## Requirements
Look through the material below for "Generate". Copy every line that contains it.

──────

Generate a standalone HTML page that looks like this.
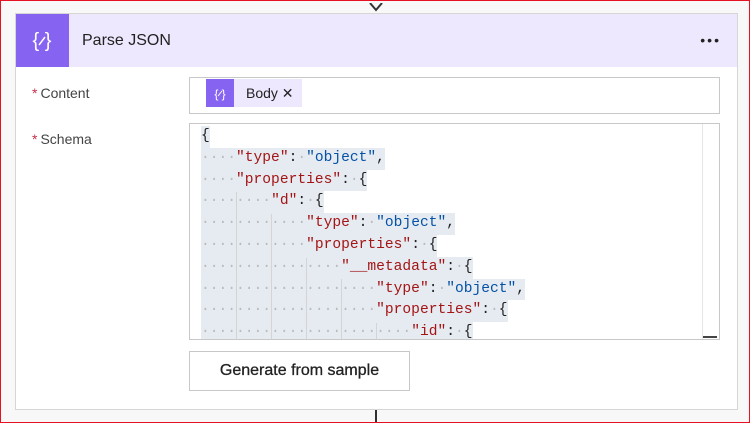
<!DOCTYPE html>
<html><head><meta charset="utf-8"><style>
*{margin:0;padding:0;box-sizing:border-box}
body{width:750px;height:423px;overflow:hidden;background:#f8f8f8;font-family:"Liberation Sans",sans-serif;position:relative}
.frame{position:absolute;left:0;top:0;width:750px;height:423px;border:1px solid #e81123;pointer-events:none;z-index:10}
.card{position:absolute;left:15px;top:13px;width:723px;height:397px;background:#fff;border:1px solid #d6d6d6}
.hdr{position:absolute;left:0;top:0;width:721px;height:53px;background:#ede8fd}
.ico{position:absolute;left:0;top:0;width:53px;height:53px;background:#8763f2}
.title{position:absolute;left:66px;top:18px;font-size:16px;color:#222}
.dots{position:absolute;right:16px;top:18px;font-size:14px;color:#222;letter-spacing:2px}
.lbl{position:absolute;font-size:14px;color:#444}
.lbl b{color:#c4314b;font-weight:normal;margin-right:3px}
.box{position:absolute;border:1px solid #c8c8c8;background:#fff}
.tok{position:absolute;left:16px;top:1px;height:28px;width:96px;background:#ede8fd}
.tokico{position:absolute;left:0;top:0;width:28px;height:28px;background:#8763f2}
.tok span{position:absolute;left:40px;top:6px;font-size:14px;color:#222}
.code{position:absolute;left:11px;top:2px;font-family:"Liberation Mono",monospace;font-size:14.6px;line-height:21.8px;white-space:pre}
.code div{display:table;background:#e6ebf2;color:#222}
.k{color:#a31515}.s{color:#0451a5}.d{color:#bbb}
.g{position:absolute;bottom:0;width:1px;background:#d4d4d4}
.btn{position:absolute;left:189px;top:351px;width:221px;height:40px;border:1px solid #c8c8c8;background:#fff;font-size:16px;color:#222;text-align:center;line-height:38px;-webkit-text-stroke:0.3px #222}
</style></head><body>
<div style="position:absolute;left:369px;top:0;width:14px;height:10px">
<svg width="14" height="10"><path d="M1 0 L7 7 L13 0" stroke="#333" stroke-width="2" fill="none"/></svg></div>
<div class="card">
 <div class="hdr">
  <div class="ico"><svg width="53" height="53"><text x="26" y="33" font-family="Liberation Sans" font-size="20" fill="#fff" text-anchor="middle">{ }</text><path d="M23 31 L29 23" stroke="#fff" stroke-width="1.5"/></svg></div>
  <div class="title">Parse JSON</div>
  <div class="dots">•••</div>
 </div>
</div>
<div class="lbl" style="left:32px;top:85px"><b>*</b>Content</div>
<div class="lbl" style="left:32px;top:131px"><b>*</b>Schema</div>
<div class="box" style="left:189px;top:77px;width:531px;height:37px">
 <div class="tok"><div class="tokico"><svg width="28" height="28"><text x="14" y="19" font-family="Liberation Sans" font-size="12" fill="#fff" text-anchor="middle">{ }</text><path d="M12 17 L16 12" stroke="#fff" stroke-width="1"/></svg></div><span>Body &#x2715;</span></div>
</div>
<div class="box" style="left:189px;top:123px;width:531px;height:217px;overflow:hidden">
 <div style="position:absolute;right:0;top:0;width:17px;height:215px;border-left:1px solid #e6e6e6"></div>
 <div style="position:absolute;right:2px;bottom:1px;width:14px;height:2px;background:#444"></div>
 <div class="code"><div>{</div><div><span class="d">····</span><span class="k">"type"</span>:<span class="d">·</span><span class="s">"object"</span>,</div><div><span class="d">····</span><span class="k">"properties"</span>:<span class="d">·</span>{</div><div><span class="d">········</span><span class="k">"d"</span>:<span class="d">·</span>{</div><div><span class="d">············</span><span class="k">"type"</span>:<span class="d">·</span><span class="s">"object"</span>,</div><div><span class="d">············</span><span class="k">"properties"</span>:<span class="d">·</span>{</div><div><span class="d">················</span><span class="k">"__metadata"</span>:<span class="d">·</span>{</div><div><span class="d">····················</span><span class="k">"type"</span>:<span class="d">·</span><span class="s">"object"</span>,</div><div><span class="d">····················</span><span class="k">"properties"</span>:<span class="d">·</span>{</div><div><span class="d">························</span><span class="k">"id"</span>:<span class="d">·</span>{</div></div>
 <div class="g" style="left:46px;top:68px"></div>
 <div class="g" style="left:81px;top:90px"></div>
 <div class="g" style="left:116px;top:134px"></div>
 <div class="g" style="left:151px;top:155px"></div>
 <div class="g" style="left:186px;top:199px"></div>
</div>
<div class="btn">Generate from sample</div>
<div style="position:absolute;left:375px;top:410px;width:2px;height:12px;background:#333"></div>
<div class="frame"></div>
</body></html>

──────

## Problem solution
Generate a standalone HTML page that looks like this.
<div class="btn">Generate from sample</div>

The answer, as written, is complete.